Начальник обладал чувством юмора, и, по-видимому, до него прежде всего дошла комическая сторона инцидента. Во всяком случае, в ответ на гневные рулады Тараканыча в трубке послышалось какое-то бульканье. Тарас Иваныч, положив трубку, сказал со вздохом:
— Кирилл Петрович очень хороший человек, но… несерьезный. Да, несерьезный.
На что «главбуся» ответил дипломатично:
— Гм…
Тем не менее через десять минут Аня стрелой промчалась через секретариат в кабинет Королька, и все три этажа узнали, что бедная Марванна увольняется за тяжкое нарушение дисциплины.
Начальник был занят срочными делами, и в этот день не была подписана бумага «согласно договора» и не был подписан приказ об увольнении. Но многие уже обходили Марванну, как зачумленную, или выражали свое соболезнование. Ее упорство казалось непонятным упрямством.

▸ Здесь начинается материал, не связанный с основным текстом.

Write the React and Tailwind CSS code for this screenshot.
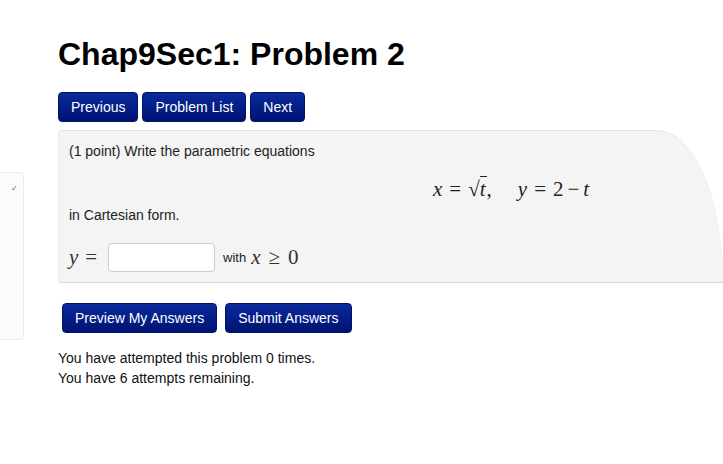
const sans = { fontFamily: '"Liberation Sans", Arial, sans-serif' };
const serif = { fontFamily: '"Liberation Serif", "DejaVu Serif", serif' };

function Mi({ children }) {
  return <span className="italic">{children}</span>;
}

function BlueButton({ children }) {
  return (
    <button className="h-[30px] px-[12px] rounded-[4px] border border-[#001466] bg-gradient-to-b from-[#0b2a9c] to-[#001373] text-white text-[14px] leading-none">
      {children}
    </button>
  );
}

export default function App() {
  return (
    <div className="relative w-[723px] h-[464px] overflow-hidden bg-white text-black" style={sans}>
      {/* faint side panel on the left */}
      <div className="absolute left-[-50px] top-[172px] w-[74px] h-[168px] rounded-tl-[68px_175px] rounded-bl-[50px_120px] rounded-r-[8px] border border-[#ececec] bg-[#fbfbfb]">
        <span className="absolute left-[60px] top-[12px] text-[8px] text-[#3f63a8] leading-none">✓</span>
      </div>

      <div className="pl-[58px] pt-[35px]">
        <h1 className="text-[32px] font-bold leading-[38px]">Chap9Sec1: Problem 2</h1>

        <div className="flex gap-[4px] mt-[19px]">
          <BlueButton>Previous</BlueButton>
          <BlueButton>Problem List</BlueButton>
          <BlueButton>Next</BlueButton>
        </div>

        {/* problem body */}
        <div className="mt-[8px] w-[665px] h-[153px] bg-[#f4f4f4] border-t border-b border-l border-t-[#e4e4e4] border-b-[#d9d9d9] border-l-[#e8e8e8] rounded-tr-[66px_150px] rounded-bl-[3px] rounded-tl-[3px] pl-[10px] pt-[11px] text-[14px] text-[#222]">
          <p className="leading-[18px]">(1 point) Write the parametric equations</p>

          <div className="flex h-[46px] items-center pl-[364px] pt-[14px]" style={serif}>
            <span className="text-[21px] text-[#222] whitespace-nowrap">
              <Mi>x</Mi>
              <span className="mx-[7px]">=</span>
              <span>√</span>
              <span className="border-t border-[#222] pr-[1px]"><Mi>t</Mi></span>
              <span>,</span>
              <span className="inline-block w-[26px]" />
              <Mi>y</Mi>
              <span className="mx-[7px]">=</span>
              <span>2</span>
              <span className="mx-[4px]">−</span>
              <Mi>t</Mi>
            </span>
          </div>

          <p className="leading-[18px]">in Cartesian form.</p>

          <div className="flex items-center mt-[18px]">
            <span className="text-[21px] text-[#333] w-[39px] whitespace-nowrap" style={serif}>
              <Mi>y</Mi><span className="ml-[7px]">=</span>
            </span>
            <input className="w-[107px] h-[29px] rounded-[4px] border border-[#cccccc] bg-white" />
            <span className="ml-[8px] text-[13px]">with</span>
            <span className="ml-[5px] text-[21px] text-[#333] whitespace-nowrap" style={serif}>
              <Mi>x</Mi>
              <span className="mx-[8px]">≥</span>
              <span>0</span>
            </span>
          </div>
        </div>

        <div className="flex gap-[8px] mt-[20px] ml-[4px]">
          <BlueButton>Preview My Answers</BlueButton>
          <BlueButton>Submit Answers</BlueButton>
        </div>

        <div className="mt-[15px] text-[14px] leading-[20px] text-[#111]">
          <p>You have attempted this problem 0 times.</p>
          <p>You have 6 attempts remaining.</p>
        </div>
      </div>
    </div>
  );
}
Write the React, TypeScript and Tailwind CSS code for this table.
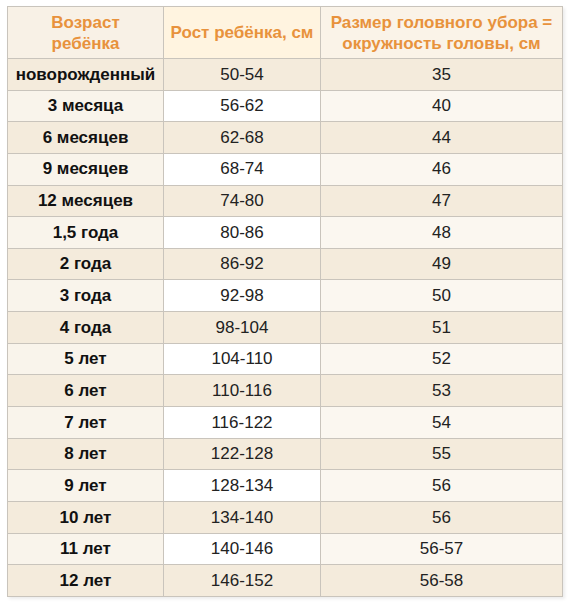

На другой день ее вызвали к начальнику. Королек не был расположен к репрессиям. Вся история представлялась ему в юмористическом свете. Забавна была эта тихонькая женщина, готовая пострадать за правильность и чистоту русского языка.
Королек вежливо поздоровался, пригласил сесть и сказал с улыбкой:
— Что же вы это… простите, не помню имени-отчества вашего…
— Мария Ивановна, — сказала машинистка.
«Марванна», — вспомнил начальник и подавил улыбку.
— Что же вы, Мария Ивановна, потрясаете основы и вгоняете в тоску нашего уважаемого Тараса Ивановича?
— Я не вгоняю в тоску, — возразила Марванна, — а только «согласно договора» — это неправильно. Нельзя коверкать русский язык.